Public policies that leave public disorder unchecked hurt working-class Americans. “Restorative justice” initiatives prevent teachers from suspending disruptive students for fear of creating a “school to prison pipeline.” Restrictions on civil commitment force transit workers to supervise subway cars full of deranged street people. Efforts to stop police from dismantling homeless encampments risk leaving sanitation workers to go it alone. Progressives loathe the idea of setting the underclass against the working class when what those two groups should be doing is uniting against privileged elites, but expressions of abstract political commitment are different from the day-to-day obligations of governance. Running a government routinely entails taking sides between the security guard making $40,000 a year and the welfare mother having a bad day.

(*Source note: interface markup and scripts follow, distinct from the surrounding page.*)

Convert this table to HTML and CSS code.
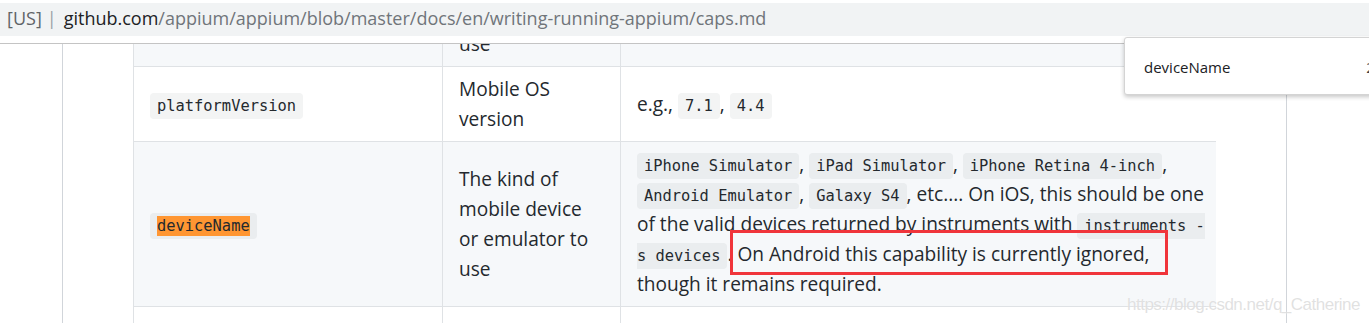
FILE: index.html
```html
<!DOCTYPE html>
<html lang="en">
<head>
<meta charset="utf-8">
<title>caps.md</title>
<link rel="stylesheet" href="styles.css">
</head>
<body>
<div class="urlbar"><span class="cc">[US]</span><span class="pipe">|</span><span class="host">github.com</span><span class="path">/appium/appium/blob/master/docs/en/writing-running-appium/caps.md</span></div>
<div class="topline"></div>
<div class="viewport">
  <div class="frame">
    <div class="tablewrap">
      <table class="caps">
        <colgroup><col class="c1"><col class="c2"><col class="c3"></colgroup>
        <tbody>
          <tr class="alt">
            <td><code>platformName</code></td>
            <td>Which mobile OS platform to use</td>
            <td><code>iOS</code>, <code>Android</code>, or <code>FirefoxOS</code></td>
          </tr>
          <tr>
            <td><code>platformVersion</code></td>
            <td>Mobile OS version</td>
            <td>e.g., <code>7.1</code>, <code>4.4</code></td>
          </tr>
          <tr class="alt">
            <td><code><mark class="hit">deviceName</mark></code></td>
            <td>The kind of mobile device or emulator to use</td>
            <td><code>iPhone Simulator</code>, <code>iPad Simulator</code>, <code>iPhone Retina 4-inch</code>, <code>Android Emulator</code>, <code>Galaxy S4</code>, etc.... On iOS, this should be one of the valid devices returned by instruments with <code>instruments -s devices</code>. <span class="flag">On Android this capability is currently ignored,</span> though it remains required.</td>
          </tr>
          <tr class="last">
            <td><code>app</code></td>
            <td>The absolute local path <em>or</em> remote http URL to a <code>.ipa</code> file (IOS), <code>.app</code> folder (IOS Simulator), <code>.apk</code> file (Android)</td>
            <td>e.g., <code>/abs/path/to/my.apk</code> or <code>http://myapp.com/App.zip</code></td>
          </tr>
        </tbody>
      </table>
    </div>
  </div>
</div>
<div class="popup"><span class="ptext">deviceName</span><span class="pcount">2/2</span></div>
<div class="watermark">https://blog.csdn.net/q_Catherine</div>
</body>
</html>
```
FILE: styles.css
```css
html, body {
  margin: 0;
  padding: 0;
}
body {
  width: 1369px;
  height: 323px;
  overflow: hidden;
  position: relative;
  background: #ffffff;
  font-family: "Open Sans", "Noto Sans", sans-serif;
  color: #24292e;
}
.urlbar {
  margin-top: 3px;
  height: 33px;
  line-height: 30px;
  background: #f1f3f4;
  padding-left: 7px;
  font-size: 18px;
  white-space: nowrap;
  color: #70757a;
}
.cc { color: #5f6368; }
.pipe { color: #9aa0a6; margin: 0 7px 0 5px; }
.host { color: #202124; }
.path { color: #70757a; }
.topline {
  height: 7px;
  border-bottom: 1px solid #c4c4c4;
}
.viewport {
  height: 279px;
  overflow: hidden;
}
.frame {
  display: flow-root;
  margin-left: 62px;
  width: 1153px;
  height: 100%;
  padding-left: 70px;
  border-left: 1px solid #d1d5da;
  border-right: 1px solid #d1d5da;
}
.tablewrap {
  width: 1083px;
  overflow: hidden;
  margin-top: -83px;
}
.caps {
  border-collapse: collapse;
  table-layout: fixed;
  width: 1090px;
  font-size: 19.1px;
  line-height: 30px;
}
.c1 { width: 309px; }
.c2 { width: 178px; }
.c3 { width: 603px; }
.caps td {
  border: 1px solid #dfe2e5;
  padding: 7px 16px;
  vertical-align: middle;
}
.caps tr.last td { padding-top: 10px; }
.caps tr { background: #ffffff; }
.caps tr.alt { background: #f6f8fa; }
code {
  font-family: "DejaVu Sans Mono", "Liberation Mono", monospace;
  font-size: 15.4px;
  line-height: 1;
  padding: 3.8px 7px;
  background: rgba(27, 31, 35, 0.05);
  border-radius: 4px;
}
.hit {
  background: #ff9632;
  color: #24292e;
  padding: 1px 0;
}
.flag {
  position: relative;
}
.flag::after {
  content: "";
  position: absolute;
  left: -7px;
  right: -18px;
  top: -11px;
  bottom: -8px;
  border: 3px solid #f0353b;
}
.popup {
  position: absolute;
  left: 1124px;
  top: 37px;
  width: 280px;
  height: 58px;
  background: #ffffff;
  border: 1px solid #d4d4d4;
  border-radius: 3px;
  box-shadow: 0 2px 4px rgba(0, 0, 0, 0.22);
  display: flex;
  align-items: center;
  justify-content: space-between;
  padding: 2px 0 0 19px;
  box-sizing: border-box;
  font-size: 15px;
  color: #202124;
}
.pcount { margin-right: 14px; color: #3c4043; }
.watermark {
  position: absolute;
  left: 1127px;
  top: 295px;
  font-family: "Liberation Sans", Arial, sans-serif;
  font-size: 17px;
  letter-spacing: -0.5px;
  color: rgba(200, 200, 200, 0.55);
  text-shadow: 0 0 1px rgba(255, 255, 255, 0.9);
  white-space: nowrap;
}
```
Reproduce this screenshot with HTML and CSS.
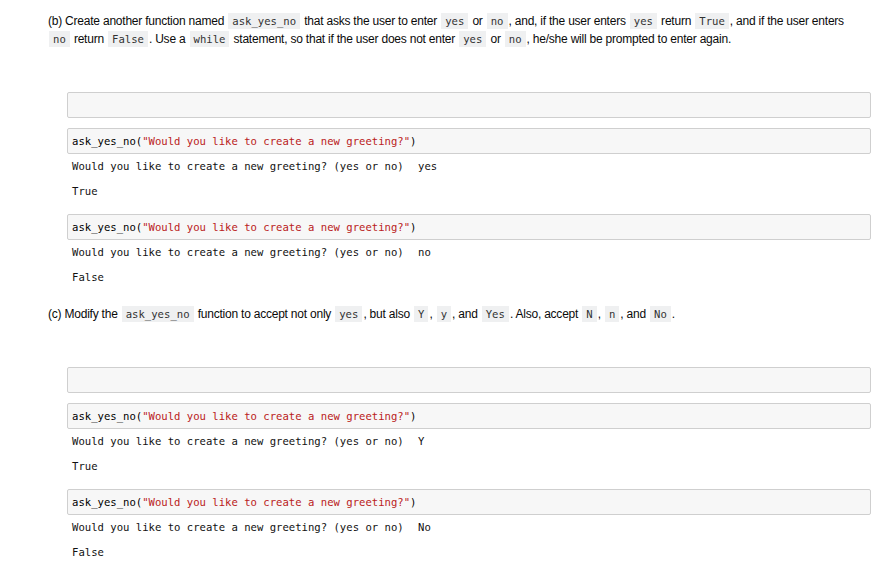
FILE: index.html
```html
<!DOCTYPE html>
<html>
<head>
<meta charset="utf-8">
<link rel="stylesheet" href="styles.css">
</head>
<body>
<div class="notebook">
  <p class="md">(b) Create another function named <code>ask_yes_no</code> that asks the user to enter <code>yes</code> or <code>no</code>, and, if the user enters <code>yes</code> return <code>True</code>, and if the user enters <code>no</code> return <code>False</code>. Use a <code>while</code> statement, so that if the user does not enter <code>yes</code> or <code>no</code>, he/she will be prompted to enter again.</p>

  <div class="cell empty"></div>

  <div class="cell code">ask_yes_no(<span class="str">"Would you like to create a new greeting?"</span>)</div>
  <div class="out">Would you like to create a new greeting? (yes or no) <span class="ans">yes</span></div>
  <div class="out">True</div>

  <div class="cell code">ask_yes_no(<span class="str">"Would you like to create a new greeting?"</span>)</div>
  <div class="out">Would you like to create a new greeting? (yes or no) <span class="ans">no</span></div>
  <div class="out">False</div>

  <p class="md md-c">(c) Modify the <code>ask_yes_no</code> function to accept not only <code>yes</code>, but also <code>Y</code>, <code>y</code>, and <code>Yes</code>. Also, accept <code>N</code>, <code>n</code>, and <code>No</code>.</p>

  <div class="cell empty"></div>

  <div class="cell code">ask_yes_no(<span class="str">"Would you like to create a new greeting?"</span>)</div>
  <div class="out">Would you like to create a new greeting? (yes or no) <span class="ans">Y</span></div>
  <div class="out">True</div>

  <div class="cell code">ask_yes_no(<span class="str">"Would you like to create a new greeting?"</span>)</div>
  <div class="out">Would you like to create a new greeting? (yes or no) <span class="ans">No</span></div>
  <div class="out">False</div>
</div>
</body>
</html>
```
FILE: styles.css
```css
html, body {
  margin: 0;
  padding: 0;
  background: #ffffff;
}

.notebook {
  padding-top: 12px;
  width: 889px;
}

.md {
  margin: 0;
  padding-left: 48px;
  width: 810px;
  font-family: "Liberation Sans", Arial, sans-serif;
  font-size: 12px;
  letter-spacing: -0.22px;
  line-height: 18px;
  color: #0a0a0a;
}

.md code {
  font-family: "DejaVu Sans Mono", monospace;
  font-size: 10.6px;
  letter-spacing: 0;
  background: #eff0f1;
  color: #333333;
  padding: 2px 4px;
  margin: 0 1px;
}

.md-c {
  margin-top: 15px;
}

.cell {
  margin-left: 67px;
  width: 804px;
  border: 1px solid #cfcfcf;
  border-radius: 2px;
  background: #f7f7f7;
  box-sizing: border-box;
  height: 26px;
}

.empty {
  margin-top: 44px;
}

.empty + .code {
  margin-top: 10px;
}

.code {
  margin-top: 10px;
  padding: 0 4px;
  font-family: "DejaVu Sans Mono", monospace;
  font-size: 10.6px;
  line-height: 24px;
  color: #000000;
  white-space: pre;
}

.str {
  color: #ba2121;
}

.out {
  margin-left: 67px;
  padding-left: 5px;
  height: 25px;
  line-height: 24px;
  font-family: "DejaVu Sans Mono", monospace;
  font-size: 10.6px;
  color: #111111;
  white-space: pre;
}

.ans {
  margin-left: 8px;
}
```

We have security guards at welfare centers to protect the integrity of the welfare state, which has rules governing eligibility for means-tested benefits. We could simply distribute child care vouchers and welfare checks to everyone who claimed they needed them, but that would create risk of fraud, which is bad for the welfare state’s reputation. Welfare fraud comes up fairly often in journalistic accounts of low-income culture. Progressives are not conscience-stricken by the idea of welfare fraud, because they figure only desperate people try to “get over.” But as a question of real-world political tactics, anyone serious about trying to expand the welfare state must care about its reputation. Verifying eligibility for means-tested benefits sometimes takes time. Waiting to obtain benefits can be tense.

Barron usefully draws our attention to what he calls New York City’s “municipal deep state.” We think of the federal deep state as having arisen based on progressives’ belief that their agenda is too important to hinge on electoral outcomes. Extra-constitutional means must be developed when constitutional means are unavailing. Though New York City progressives have no trouble winning elections, there’s still a deep state, a cohort of government managers in between the rank and file and elected officials. One important function they serve is to provide a progressive conscience for when electeds are at risk of going wobbly. New York’s deep state actors amplify, for Democratic politicians, the reputational consequences of departing from progressive norms. Probably, that’s also a function that the D.C.-based deep state performs. Is there a similarly assertive group that serves as the conservative conscience for Republican politicians?